BibTeX entry

@PHDTHESIS{200601Jean-Yves_Guillemaut,
  AUTHOR={Jean-Yves Guillemaut},
  TITLE={Contributions to image-based object reconstruction:
    geometric and photometric aspects},
  SCHOOL={University of Surrey},
  MONTH=Jan,
  YEAR=2006,
  URL={http://www.bmva.org/theses/2006/2006-guillemaut.pdf},
}

Abstract

This thesis treats one fundamental problem in computer vision which is image-based object reconstruction. It concentrates on the problem of improving the geometric accuracy of the reconstructed three-dimensional (3D) models. We define two principal lines of research which are: i) improving camera calibration accuracy, and ii) improving reconstruction accuracy based on Helmholtz Stereopsis (HS). Starting by improving the accuracy of camera calibration is a natural idea, because it is a preliminary stage to most reconstruction techniques. HS is a relatively recent reconstruction technique (2002), based on the principle of Helmholtz reciprocity, and which is remarkable for its ability to reconstruct a wide range of surfaces, regardless of their surface properties. In camera calibration, we present a collection of methods based on invariants, which can be used to improve calibration accuracy of the camera. Two main classes of methods are presented. The first one is based on Points at Infinity (PI), and applies to a translating camera. The second one is based on a novel entity called the Normalised Image of the Absolute Conic (NIAC). The NIAC generalises the invariance properties of the Image of the Absolute Conic (IAC), and we demonstrate its application for zooming camera calibration. In both situations, experiments with synthetic and real data showed some improvement over standard camera calibration methods which do not consider such invariance properties. In object reconstruction using HS, we present two main contributions. Firstly, we improve the intrinsic accuracy of the standard HS technique, by formulating an optimum normal reconstruction method, which gives a Maximum Likelihood (ML) estimate under standard Gaussian noise assumption.

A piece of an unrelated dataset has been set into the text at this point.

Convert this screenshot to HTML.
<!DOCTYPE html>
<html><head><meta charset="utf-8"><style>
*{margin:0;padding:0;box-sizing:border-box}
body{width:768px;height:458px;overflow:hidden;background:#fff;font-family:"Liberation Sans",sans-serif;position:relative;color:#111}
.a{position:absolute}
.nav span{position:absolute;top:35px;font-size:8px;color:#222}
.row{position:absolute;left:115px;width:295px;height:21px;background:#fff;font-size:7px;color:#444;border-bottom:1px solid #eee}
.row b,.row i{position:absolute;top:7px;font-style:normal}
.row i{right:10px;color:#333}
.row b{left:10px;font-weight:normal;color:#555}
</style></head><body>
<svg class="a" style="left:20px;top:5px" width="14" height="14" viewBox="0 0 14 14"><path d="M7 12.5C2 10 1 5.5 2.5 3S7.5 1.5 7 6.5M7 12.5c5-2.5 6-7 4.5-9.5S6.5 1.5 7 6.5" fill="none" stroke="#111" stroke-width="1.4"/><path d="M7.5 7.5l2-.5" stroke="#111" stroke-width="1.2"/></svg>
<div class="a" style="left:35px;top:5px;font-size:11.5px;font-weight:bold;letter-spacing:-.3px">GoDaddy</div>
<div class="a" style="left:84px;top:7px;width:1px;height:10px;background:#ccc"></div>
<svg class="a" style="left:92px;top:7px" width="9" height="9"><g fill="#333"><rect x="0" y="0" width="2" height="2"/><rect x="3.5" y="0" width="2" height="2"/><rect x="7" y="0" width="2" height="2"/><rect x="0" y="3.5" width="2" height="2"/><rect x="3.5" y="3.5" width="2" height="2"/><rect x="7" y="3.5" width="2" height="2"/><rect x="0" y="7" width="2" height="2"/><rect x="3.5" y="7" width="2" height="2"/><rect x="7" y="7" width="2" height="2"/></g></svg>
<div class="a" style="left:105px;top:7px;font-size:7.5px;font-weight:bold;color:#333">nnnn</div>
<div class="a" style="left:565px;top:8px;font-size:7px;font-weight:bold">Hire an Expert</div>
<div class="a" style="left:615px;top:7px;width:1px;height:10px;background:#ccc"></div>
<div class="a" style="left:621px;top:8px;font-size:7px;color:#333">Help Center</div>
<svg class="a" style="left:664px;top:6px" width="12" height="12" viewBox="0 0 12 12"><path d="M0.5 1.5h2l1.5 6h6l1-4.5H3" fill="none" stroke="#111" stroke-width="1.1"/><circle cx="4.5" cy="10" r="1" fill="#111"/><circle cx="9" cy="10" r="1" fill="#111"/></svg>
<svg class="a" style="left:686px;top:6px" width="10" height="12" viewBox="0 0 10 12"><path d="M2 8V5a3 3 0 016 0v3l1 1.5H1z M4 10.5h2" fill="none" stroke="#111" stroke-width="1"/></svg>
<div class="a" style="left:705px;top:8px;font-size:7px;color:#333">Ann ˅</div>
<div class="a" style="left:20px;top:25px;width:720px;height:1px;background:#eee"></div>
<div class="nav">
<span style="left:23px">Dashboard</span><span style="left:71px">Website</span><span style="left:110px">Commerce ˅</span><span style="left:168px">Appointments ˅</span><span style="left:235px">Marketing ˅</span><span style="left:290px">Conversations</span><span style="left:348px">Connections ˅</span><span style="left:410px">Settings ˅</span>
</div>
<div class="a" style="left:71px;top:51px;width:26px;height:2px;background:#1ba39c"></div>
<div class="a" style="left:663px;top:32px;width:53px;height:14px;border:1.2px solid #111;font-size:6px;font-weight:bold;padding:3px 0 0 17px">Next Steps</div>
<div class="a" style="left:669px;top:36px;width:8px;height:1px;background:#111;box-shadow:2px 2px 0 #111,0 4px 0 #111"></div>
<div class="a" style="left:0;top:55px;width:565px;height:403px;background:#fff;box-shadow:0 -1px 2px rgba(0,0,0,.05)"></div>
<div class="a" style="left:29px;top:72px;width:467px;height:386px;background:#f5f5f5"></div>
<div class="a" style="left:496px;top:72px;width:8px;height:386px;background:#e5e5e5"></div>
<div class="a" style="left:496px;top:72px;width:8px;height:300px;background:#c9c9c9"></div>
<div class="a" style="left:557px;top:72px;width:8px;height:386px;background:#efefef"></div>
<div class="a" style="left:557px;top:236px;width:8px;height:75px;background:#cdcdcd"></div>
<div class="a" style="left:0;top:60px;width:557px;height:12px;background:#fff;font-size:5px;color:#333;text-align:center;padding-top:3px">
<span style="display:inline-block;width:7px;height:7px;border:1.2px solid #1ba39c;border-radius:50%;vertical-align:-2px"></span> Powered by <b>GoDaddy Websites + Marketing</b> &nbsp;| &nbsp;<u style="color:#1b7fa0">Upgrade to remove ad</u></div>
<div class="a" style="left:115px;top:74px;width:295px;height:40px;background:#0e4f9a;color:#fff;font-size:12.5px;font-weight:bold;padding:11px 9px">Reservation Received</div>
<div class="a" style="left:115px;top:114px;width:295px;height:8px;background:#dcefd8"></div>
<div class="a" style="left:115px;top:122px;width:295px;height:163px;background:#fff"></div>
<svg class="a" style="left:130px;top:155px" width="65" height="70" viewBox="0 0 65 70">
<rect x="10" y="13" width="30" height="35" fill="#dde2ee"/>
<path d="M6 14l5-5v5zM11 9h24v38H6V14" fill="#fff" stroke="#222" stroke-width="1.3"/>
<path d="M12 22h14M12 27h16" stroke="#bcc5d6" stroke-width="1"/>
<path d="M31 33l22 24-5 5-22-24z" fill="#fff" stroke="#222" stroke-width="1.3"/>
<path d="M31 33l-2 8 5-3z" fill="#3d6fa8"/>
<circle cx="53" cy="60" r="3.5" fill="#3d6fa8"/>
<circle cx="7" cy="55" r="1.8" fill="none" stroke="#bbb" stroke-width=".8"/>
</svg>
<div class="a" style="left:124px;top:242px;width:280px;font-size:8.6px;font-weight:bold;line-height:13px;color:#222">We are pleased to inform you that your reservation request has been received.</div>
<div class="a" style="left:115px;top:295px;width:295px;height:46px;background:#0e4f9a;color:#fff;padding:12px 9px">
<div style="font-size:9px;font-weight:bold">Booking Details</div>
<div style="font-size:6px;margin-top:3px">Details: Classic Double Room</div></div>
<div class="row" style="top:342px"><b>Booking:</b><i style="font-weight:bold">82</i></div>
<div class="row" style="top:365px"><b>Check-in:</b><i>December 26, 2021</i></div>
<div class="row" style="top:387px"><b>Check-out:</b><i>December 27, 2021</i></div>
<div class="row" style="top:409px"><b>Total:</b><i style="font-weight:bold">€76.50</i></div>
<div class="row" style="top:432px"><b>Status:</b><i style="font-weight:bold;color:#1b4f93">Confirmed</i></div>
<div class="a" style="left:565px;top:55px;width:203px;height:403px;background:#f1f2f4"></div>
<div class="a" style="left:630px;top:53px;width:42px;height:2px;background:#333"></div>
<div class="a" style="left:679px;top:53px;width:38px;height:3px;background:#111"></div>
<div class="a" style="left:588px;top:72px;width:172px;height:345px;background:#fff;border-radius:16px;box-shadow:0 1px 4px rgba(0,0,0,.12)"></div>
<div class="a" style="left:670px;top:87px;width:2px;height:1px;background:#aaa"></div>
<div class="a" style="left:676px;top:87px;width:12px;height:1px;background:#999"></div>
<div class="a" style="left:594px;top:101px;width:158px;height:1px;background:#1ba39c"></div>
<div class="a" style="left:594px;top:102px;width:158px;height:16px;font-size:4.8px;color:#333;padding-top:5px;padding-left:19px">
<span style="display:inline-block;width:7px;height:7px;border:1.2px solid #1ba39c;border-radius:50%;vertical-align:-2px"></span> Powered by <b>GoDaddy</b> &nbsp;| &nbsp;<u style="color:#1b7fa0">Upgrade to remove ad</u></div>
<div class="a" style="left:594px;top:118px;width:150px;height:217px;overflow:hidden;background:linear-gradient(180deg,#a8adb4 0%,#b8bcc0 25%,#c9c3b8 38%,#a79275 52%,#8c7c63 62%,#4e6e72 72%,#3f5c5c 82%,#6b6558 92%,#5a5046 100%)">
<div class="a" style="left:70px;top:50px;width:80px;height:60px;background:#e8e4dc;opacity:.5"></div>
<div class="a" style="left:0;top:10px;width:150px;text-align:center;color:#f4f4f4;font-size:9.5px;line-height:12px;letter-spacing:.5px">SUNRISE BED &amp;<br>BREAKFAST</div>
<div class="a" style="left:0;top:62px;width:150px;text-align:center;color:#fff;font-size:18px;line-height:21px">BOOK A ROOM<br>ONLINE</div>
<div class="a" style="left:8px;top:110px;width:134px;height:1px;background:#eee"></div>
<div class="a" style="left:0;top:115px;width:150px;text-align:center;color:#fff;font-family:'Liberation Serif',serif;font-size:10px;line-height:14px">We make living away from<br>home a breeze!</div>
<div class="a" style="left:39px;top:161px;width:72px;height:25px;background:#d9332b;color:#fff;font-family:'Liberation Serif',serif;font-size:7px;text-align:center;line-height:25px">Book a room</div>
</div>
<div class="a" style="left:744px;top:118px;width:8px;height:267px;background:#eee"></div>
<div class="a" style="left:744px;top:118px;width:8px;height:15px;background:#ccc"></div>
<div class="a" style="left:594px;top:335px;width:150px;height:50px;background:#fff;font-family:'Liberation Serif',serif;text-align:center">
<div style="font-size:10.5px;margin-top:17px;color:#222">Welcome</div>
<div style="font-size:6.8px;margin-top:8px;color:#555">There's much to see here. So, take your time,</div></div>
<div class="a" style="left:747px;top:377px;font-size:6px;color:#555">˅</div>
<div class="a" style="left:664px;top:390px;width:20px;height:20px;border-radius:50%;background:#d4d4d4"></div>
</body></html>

Secondly, we look at HS in a broader perspective, and observe that the standard pixel based implementation is biased in the case of rough and/or strongly textured surfaces. We propose a novel formulation, supported by recent research in the field of Physics, which does not suffer from such limitations. Results are given with a variety of objects presenting diverse surface properties and whose reconstruction with conventional reconstruction techniques is challenging. We show that HS is able to produce realistic and visually accurate 3D models.